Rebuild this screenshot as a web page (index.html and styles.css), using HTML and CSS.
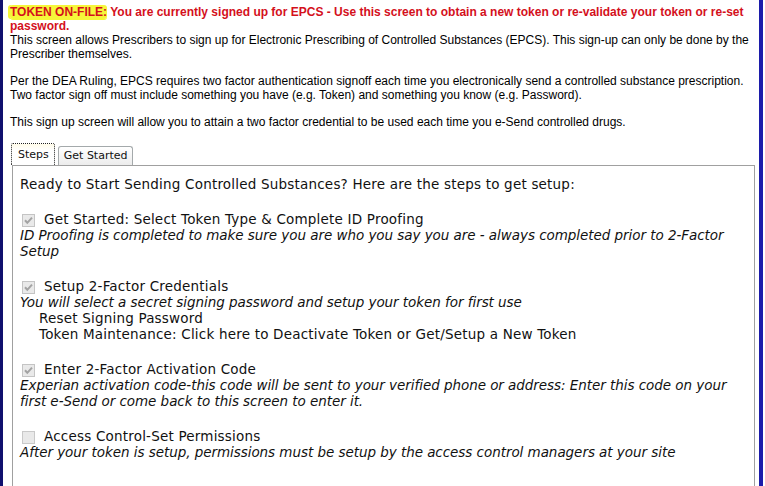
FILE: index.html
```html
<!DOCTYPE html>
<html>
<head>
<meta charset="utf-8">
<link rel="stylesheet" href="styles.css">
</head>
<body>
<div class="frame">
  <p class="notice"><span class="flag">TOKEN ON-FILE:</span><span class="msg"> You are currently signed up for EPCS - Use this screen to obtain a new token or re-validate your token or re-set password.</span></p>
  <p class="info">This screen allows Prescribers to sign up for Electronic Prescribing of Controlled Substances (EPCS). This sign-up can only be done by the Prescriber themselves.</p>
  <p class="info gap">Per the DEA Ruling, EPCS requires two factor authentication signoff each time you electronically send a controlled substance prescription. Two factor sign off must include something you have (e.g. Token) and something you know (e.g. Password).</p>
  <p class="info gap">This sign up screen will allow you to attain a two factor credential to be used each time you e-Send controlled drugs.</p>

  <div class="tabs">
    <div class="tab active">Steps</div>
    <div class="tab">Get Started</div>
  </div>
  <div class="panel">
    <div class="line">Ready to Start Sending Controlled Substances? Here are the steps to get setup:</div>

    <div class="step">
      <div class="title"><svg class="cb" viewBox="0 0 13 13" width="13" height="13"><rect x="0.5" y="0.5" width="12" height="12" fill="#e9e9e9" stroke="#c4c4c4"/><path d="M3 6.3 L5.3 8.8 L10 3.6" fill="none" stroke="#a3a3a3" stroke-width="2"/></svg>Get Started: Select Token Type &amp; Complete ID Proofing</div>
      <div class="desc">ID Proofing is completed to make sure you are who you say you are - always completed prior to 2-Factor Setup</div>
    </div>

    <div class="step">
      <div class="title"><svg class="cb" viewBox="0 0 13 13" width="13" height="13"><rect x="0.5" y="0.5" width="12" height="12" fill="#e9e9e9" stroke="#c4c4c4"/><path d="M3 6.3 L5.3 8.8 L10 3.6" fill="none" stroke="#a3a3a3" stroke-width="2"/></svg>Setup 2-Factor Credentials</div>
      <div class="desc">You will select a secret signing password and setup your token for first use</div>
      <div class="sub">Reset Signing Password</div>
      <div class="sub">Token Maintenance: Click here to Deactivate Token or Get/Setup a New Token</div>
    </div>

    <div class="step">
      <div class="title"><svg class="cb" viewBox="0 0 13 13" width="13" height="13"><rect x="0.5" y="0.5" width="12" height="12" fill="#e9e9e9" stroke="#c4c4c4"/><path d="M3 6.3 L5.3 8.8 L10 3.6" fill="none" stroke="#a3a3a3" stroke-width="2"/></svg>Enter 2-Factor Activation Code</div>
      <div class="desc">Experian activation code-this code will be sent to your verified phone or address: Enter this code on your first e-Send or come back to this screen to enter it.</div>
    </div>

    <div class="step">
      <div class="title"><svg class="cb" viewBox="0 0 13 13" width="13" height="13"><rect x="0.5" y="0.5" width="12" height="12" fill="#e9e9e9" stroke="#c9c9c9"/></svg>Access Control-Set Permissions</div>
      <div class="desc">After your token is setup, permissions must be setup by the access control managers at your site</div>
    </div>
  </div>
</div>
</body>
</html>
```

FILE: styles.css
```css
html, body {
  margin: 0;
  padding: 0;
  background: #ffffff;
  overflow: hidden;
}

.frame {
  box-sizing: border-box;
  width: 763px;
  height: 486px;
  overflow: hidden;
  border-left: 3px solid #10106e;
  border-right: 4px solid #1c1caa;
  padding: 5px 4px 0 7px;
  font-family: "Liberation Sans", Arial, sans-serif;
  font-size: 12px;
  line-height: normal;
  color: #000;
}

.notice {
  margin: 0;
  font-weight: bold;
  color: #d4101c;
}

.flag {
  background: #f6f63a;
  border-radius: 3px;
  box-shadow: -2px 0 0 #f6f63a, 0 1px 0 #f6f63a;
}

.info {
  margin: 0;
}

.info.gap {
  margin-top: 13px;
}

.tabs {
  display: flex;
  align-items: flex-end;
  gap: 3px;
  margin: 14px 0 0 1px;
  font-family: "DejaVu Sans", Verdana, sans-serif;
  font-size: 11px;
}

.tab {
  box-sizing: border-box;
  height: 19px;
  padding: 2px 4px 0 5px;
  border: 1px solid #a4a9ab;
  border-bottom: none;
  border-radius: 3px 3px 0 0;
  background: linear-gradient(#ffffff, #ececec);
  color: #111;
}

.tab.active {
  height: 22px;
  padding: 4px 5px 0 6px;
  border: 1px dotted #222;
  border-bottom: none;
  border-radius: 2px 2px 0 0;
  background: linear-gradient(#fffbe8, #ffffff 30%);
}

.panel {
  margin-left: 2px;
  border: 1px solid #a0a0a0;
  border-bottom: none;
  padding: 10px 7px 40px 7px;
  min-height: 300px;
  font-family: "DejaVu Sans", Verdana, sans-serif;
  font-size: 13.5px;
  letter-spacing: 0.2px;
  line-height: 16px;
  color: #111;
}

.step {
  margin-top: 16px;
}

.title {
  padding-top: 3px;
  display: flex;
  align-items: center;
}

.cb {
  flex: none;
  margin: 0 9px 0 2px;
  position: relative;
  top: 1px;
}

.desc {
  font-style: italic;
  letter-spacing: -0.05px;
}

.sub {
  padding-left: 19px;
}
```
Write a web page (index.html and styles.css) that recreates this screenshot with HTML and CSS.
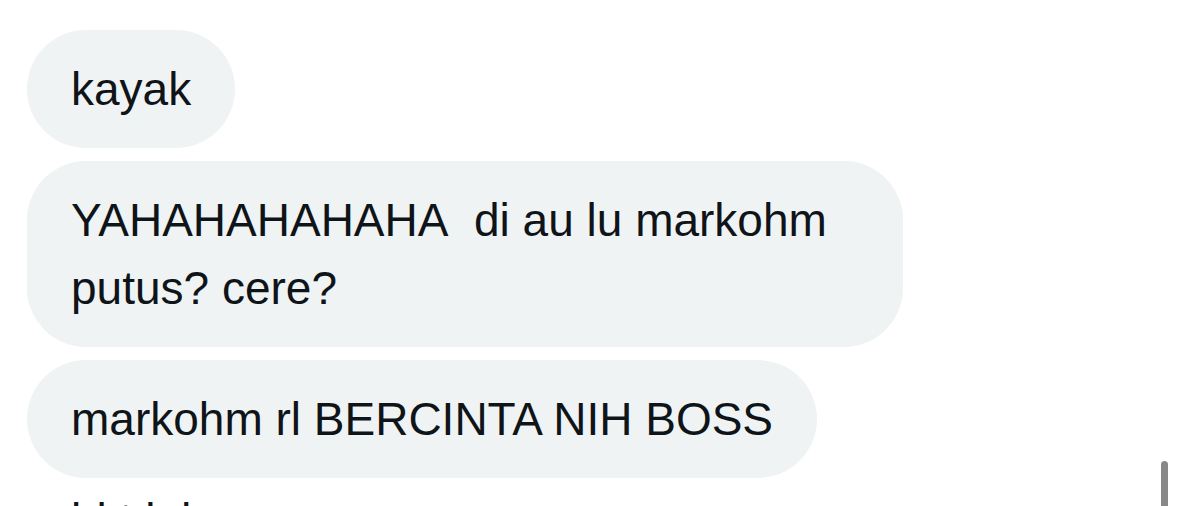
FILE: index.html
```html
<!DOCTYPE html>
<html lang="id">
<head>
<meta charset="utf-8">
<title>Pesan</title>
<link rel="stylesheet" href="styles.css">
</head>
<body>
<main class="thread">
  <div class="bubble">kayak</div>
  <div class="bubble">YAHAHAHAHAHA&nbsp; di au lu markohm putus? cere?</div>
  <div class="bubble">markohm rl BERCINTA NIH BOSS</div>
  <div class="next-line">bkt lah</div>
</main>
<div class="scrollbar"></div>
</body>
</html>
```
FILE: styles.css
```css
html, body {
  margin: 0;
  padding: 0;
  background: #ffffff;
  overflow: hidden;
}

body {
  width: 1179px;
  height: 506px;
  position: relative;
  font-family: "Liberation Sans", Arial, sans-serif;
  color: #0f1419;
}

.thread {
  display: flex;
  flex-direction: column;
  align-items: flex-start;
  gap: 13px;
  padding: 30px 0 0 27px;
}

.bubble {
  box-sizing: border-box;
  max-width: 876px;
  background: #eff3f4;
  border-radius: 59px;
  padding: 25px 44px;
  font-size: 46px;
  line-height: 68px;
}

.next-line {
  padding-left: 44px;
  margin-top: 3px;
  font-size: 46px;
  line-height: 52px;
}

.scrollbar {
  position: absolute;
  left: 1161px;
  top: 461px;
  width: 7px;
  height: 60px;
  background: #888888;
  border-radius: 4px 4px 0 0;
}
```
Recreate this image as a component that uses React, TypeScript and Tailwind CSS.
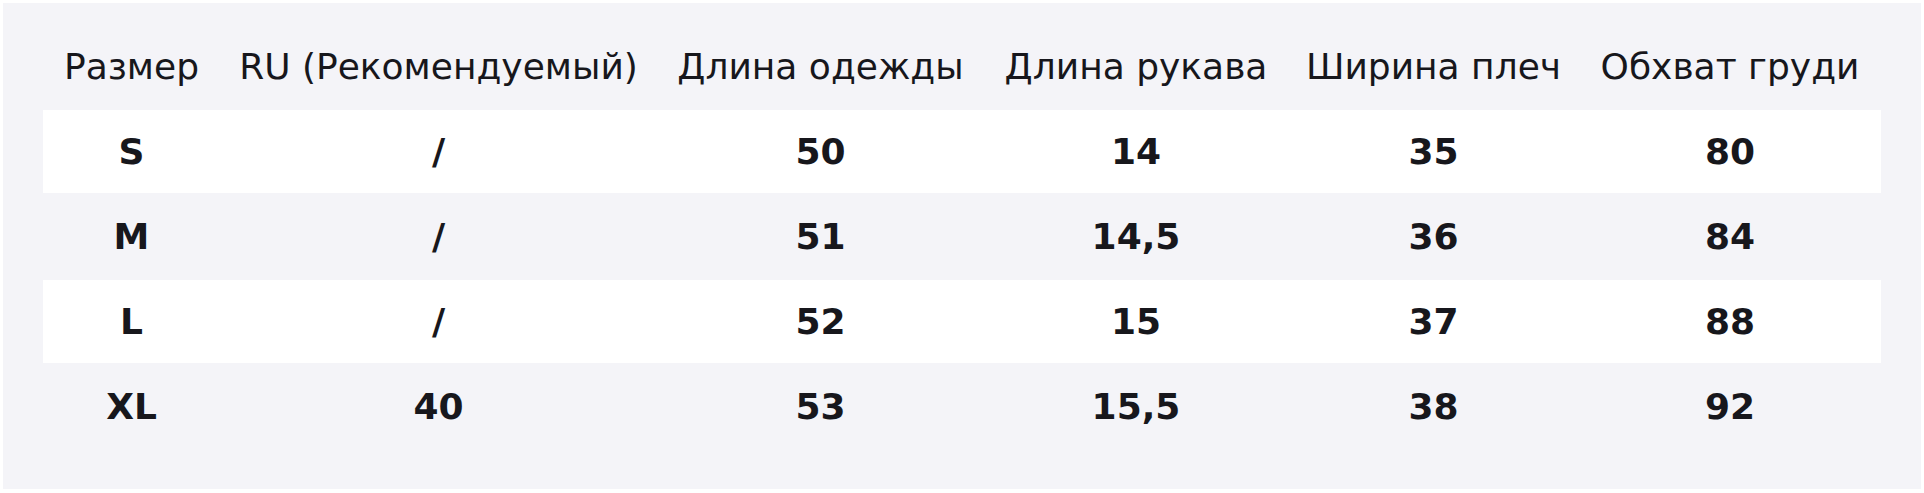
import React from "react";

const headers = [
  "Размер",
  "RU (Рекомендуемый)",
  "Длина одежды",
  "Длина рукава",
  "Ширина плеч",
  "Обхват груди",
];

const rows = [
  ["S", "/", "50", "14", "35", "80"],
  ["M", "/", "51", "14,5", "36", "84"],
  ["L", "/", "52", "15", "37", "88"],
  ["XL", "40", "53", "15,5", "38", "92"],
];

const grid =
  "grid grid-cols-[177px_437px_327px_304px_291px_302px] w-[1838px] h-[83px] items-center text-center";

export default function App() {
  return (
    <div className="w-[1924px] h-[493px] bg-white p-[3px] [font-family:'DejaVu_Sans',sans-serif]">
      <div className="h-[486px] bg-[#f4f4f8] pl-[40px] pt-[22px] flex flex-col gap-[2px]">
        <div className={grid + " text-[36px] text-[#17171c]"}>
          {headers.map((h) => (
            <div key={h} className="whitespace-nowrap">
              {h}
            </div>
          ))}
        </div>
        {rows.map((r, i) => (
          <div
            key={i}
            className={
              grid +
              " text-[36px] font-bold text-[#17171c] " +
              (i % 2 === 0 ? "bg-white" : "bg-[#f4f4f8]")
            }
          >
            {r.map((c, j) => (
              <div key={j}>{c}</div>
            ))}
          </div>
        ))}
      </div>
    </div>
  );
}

# Exercise brief
Make an exact copy of the lines from the one holding "Write a web" through the one holding "import React from", end lines included, without the pictures.

# Result of the exercise
Write a web page (index.html and styles.css) that recreates this screenshot with HTML and CSS.
FILE: index.html
```html
<!DOCTYPE html>
<html lang="id">
<head>
<meta charset="utf-8">
<title>Pesan</title>
<link rel="stylesheet" href="styles.css">
</head>
<body>
<main class="thread">
  <div class="bubble">kayak</div>
  <div class="bubble">YAHAHAHAHAHA&nbsp; di au lu markohm putus? cere?</div>
  <div class="bubble">markohm rl BERCINTA NIH BOSS</div>
  <div class="next-line">bkt lah</div>
</main>
<div class="scrollbar"></div>
</body>
</html>
```
FILE: styles.css
```css
html, body {
  margin: 0;
  padding: 0;
  background: #ffffff;
  overflow: hidden;
}

body {
  width: 1179px;
  height: 506px;
  position: relative;
  font-family: "Liberation Sans", Arial, sans-serif;
  color: #0f1419;
}

.thread {
  display: flex;
  flex-direction: column;
  align-items: flex-start;
  gap: 13px;
  padding: 30px 0 0 27px;
}

.bubble {
  box-sizing: border-box;
  max-width: 876px;
  background: #eff3f4;
  border-radius: 59px;
  padding: 25px 44px;
  font-size: 46px;
  line-height: 68px;
}

.next-line {
  padding-left: 44px;
  margin-top: 3px;
  font-size: 46px;
  line-height: 52px;
}

.scrollbar {
  position: absolute;
  left: 1161px;
  top: 461px;
  width: 7px;
  height: 60px;
  background: #888888;
  border-radius: 4px 4px 0 0;
}
```
Recreate this image as a component that uses React, TypeScript and Tailwind CSS.
import React from "react";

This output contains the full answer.